Danach ist der Rechtsanwalt an der Reihe, der sein Plädoyer mit einem Seufzer beginnt: „Manchmal nervt der Beruf!“ Er wiederholt seine Sicht der nicht zulässigen Durchsuchung der Wohnung. Fügt aber gleich die Bitte an, falls dem nicht stattgegeben werde, die Tagessätze auf 30 zu reduzieren, wie ursprünglich im Strafbefehl.

Alexander von Kennel verurteilt den Angeklagten zu 90 Tagessätzen und damit einer Strafe von 4500 Euro plus Gerichtskosten, außerdem wird die Ausstattung zum Anbau von Cannabis eingezogen. Die Polizei habe rechtmäßig gehandelt und nicht die Rechtsordnung verletzt.
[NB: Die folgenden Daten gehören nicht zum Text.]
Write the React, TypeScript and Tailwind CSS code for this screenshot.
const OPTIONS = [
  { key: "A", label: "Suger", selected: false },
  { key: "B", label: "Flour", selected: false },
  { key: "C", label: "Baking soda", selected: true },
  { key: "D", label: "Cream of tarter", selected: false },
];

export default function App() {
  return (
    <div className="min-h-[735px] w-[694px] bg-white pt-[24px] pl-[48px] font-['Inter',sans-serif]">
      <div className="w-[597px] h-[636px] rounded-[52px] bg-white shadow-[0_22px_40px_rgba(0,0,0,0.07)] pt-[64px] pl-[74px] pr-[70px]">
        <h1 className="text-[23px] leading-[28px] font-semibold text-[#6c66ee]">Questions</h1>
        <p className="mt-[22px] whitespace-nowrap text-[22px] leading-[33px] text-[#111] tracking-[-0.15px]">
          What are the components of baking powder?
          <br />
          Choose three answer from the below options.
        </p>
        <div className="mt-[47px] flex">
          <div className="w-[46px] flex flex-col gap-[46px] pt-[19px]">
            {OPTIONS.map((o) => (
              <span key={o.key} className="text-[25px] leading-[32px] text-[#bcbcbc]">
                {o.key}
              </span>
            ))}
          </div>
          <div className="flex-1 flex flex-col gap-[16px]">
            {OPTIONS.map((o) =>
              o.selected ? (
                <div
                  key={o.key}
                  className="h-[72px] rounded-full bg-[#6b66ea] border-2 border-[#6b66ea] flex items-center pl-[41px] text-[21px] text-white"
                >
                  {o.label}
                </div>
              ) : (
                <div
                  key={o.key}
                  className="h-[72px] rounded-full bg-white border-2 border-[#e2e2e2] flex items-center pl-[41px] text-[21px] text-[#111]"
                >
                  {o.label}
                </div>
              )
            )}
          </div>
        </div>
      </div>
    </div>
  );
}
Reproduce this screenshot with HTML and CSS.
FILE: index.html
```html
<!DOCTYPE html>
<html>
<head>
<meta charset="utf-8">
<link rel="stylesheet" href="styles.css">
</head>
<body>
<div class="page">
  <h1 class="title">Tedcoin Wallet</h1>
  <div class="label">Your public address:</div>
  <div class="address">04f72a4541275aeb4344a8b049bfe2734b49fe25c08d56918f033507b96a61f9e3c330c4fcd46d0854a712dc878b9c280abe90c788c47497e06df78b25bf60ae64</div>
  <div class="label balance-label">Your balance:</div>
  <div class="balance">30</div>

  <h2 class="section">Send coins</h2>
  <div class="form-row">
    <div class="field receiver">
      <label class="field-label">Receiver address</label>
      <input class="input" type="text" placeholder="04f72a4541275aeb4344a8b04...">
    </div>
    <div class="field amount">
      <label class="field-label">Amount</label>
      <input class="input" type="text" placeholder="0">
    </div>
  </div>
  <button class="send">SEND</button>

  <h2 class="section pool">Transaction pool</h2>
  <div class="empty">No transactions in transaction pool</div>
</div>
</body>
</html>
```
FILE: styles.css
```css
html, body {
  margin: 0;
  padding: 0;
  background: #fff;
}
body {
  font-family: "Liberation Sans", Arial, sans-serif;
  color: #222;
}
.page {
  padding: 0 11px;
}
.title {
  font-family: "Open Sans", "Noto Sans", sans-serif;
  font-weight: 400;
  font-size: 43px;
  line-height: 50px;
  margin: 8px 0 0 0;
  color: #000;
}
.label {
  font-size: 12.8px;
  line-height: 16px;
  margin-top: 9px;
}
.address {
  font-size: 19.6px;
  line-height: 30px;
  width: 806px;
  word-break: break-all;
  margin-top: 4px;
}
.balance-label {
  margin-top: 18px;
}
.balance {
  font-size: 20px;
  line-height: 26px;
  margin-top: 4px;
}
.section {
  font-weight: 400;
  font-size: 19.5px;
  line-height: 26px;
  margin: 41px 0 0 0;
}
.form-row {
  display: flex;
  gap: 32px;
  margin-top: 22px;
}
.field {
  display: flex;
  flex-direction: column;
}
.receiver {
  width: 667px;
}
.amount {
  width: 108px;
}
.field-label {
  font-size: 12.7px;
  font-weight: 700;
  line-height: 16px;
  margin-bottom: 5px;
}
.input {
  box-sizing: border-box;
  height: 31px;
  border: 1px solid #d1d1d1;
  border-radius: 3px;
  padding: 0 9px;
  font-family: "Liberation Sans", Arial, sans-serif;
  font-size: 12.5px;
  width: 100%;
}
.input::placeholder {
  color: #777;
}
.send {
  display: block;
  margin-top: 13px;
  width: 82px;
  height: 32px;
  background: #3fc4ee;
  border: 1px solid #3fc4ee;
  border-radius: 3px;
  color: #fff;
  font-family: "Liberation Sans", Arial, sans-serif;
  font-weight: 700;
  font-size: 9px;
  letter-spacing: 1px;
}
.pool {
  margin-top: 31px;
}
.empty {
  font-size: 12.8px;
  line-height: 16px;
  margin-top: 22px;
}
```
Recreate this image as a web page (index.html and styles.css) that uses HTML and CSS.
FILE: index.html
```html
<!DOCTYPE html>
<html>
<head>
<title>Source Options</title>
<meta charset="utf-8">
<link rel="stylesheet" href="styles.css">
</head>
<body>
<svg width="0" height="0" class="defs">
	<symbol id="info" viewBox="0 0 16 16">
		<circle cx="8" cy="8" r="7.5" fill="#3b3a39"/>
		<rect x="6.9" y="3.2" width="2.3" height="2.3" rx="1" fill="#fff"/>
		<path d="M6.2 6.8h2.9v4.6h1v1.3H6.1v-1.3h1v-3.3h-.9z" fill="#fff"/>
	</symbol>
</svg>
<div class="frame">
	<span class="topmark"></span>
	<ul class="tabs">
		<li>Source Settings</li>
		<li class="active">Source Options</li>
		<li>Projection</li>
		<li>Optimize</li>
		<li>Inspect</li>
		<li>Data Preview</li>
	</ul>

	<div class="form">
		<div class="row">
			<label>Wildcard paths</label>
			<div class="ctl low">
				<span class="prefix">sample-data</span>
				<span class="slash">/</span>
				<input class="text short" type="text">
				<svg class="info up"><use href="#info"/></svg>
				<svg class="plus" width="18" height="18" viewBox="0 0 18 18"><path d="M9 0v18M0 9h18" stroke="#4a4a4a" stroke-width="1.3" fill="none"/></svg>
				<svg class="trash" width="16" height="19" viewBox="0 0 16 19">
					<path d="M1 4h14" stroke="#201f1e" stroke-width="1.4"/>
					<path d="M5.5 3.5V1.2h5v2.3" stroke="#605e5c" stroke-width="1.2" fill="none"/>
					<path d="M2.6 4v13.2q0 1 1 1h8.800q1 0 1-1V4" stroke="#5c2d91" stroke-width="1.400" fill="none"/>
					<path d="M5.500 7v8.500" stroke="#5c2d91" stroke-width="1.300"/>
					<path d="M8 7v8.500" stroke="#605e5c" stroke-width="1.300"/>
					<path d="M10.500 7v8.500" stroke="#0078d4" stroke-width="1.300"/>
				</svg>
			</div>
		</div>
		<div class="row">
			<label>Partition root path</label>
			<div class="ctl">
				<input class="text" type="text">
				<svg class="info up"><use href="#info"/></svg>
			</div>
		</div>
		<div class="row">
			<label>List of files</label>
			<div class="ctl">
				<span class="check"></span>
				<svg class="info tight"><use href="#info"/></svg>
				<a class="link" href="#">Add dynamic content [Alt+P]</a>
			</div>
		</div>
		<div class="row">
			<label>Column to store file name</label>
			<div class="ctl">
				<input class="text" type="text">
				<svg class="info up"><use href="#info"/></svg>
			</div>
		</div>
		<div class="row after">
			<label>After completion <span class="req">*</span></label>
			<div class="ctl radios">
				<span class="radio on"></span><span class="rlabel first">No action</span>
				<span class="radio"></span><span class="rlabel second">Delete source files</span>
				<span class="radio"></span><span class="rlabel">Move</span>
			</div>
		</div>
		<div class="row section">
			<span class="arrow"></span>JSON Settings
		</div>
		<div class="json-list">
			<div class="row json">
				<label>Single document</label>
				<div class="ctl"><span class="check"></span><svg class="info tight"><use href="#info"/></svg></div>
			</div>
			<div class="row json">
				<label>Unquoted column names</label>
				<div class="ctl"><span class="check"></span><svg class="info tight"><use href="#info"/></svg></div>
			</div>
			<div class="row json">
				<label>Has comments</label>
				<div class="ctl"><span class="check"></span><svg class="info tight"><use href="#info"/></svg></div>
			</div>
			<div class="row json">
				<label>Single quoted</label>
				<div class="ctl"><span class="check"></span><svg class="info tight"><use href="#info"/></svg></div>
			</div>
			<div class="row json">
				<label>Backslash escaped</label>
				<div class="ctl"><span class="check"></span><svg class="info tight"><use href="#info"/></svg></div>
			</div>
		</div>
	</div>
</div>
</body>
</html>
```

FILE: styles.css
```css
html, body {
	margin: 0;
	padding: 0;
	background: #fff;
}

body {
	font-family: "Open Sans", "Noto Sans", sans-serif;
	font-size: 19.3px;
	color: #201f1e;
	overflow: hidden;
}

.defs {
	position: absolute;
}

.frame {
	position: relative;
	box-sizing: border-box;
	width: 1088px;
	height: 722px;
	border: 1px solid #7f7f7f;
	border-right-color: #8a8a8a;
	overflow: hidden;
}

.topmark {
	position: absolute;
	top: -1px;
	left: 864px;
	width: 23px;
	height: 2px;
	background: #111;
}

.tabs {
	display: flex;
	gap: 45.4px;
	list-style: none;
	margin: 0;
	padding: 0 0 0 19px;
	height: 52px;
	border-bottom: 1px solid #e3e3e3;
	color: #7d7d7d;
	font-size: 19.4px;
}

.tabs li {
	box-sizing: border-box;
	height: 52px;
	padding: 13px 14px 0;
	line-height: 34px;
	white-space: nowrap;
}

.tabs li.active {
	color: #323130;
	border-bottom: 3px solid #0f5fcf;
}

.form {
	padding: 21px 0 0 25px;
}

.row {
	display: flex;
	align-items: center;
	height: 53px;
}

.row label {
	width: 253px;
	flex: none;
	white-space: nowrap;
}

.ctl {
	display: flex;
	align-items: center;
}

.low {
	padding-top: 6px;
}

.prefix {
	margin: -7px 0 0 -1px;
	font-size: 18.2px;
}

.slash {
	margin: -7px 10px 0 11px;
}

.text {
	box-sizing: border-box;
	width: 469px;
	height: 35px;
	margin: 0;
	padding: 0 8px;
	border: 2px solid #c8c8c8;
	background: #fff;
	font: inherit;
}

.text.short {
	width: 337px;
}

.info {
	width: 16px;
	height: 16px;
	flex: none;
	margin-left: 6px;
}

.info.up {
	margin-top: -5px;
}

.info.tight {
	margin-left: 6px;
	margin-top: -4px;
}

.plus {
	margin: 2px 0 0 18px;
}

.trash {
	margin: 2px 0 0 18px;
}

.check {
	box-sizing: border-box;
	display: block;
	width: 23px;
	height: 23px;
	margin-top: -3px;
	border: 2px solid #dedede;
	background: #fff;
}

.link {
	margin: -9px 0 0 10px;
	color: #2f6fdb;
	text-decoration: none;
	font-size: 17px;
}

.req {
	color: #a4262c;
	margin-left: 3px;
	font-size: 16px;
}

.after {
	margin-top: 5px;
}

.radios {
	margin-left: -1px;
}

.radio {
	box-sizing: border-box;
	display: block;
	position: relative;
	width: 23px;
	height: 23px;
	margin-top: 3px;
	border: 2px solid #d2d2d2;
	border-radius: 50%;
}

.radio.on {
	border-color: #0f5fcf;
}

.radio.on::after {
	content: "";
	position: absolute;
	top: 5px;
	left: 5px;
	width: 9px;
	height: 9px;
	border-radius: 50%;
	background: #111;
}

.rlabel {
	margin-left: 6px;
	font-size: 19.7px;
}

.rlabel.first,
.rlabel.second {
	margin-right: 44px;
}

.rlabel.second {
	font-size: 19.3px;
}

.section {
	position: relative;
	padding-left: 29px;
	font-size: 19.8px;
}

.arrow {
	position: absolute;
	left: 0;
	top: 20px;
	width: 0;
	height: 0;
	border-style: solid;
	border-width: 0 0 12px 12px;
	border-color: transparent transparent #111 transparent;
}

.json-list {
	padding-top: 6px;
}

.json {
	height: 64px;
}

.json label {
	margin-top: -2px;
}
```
Dem Angeklagten attestiert der Richter zwar Einsichtsfähigkeit, aber auch eine eingeschränkte Steuerung. Wie zum Beweis des Gesagten redet der Beschuldigte dauernd dazwischen. Bevor der Angeklagte den Saal mit dem Hinweis verlässt, er wolle Berufung einlegen, mahnt ihn der Vorsitzende, künftig „im Rahmen des Legalen“ zu bleiben.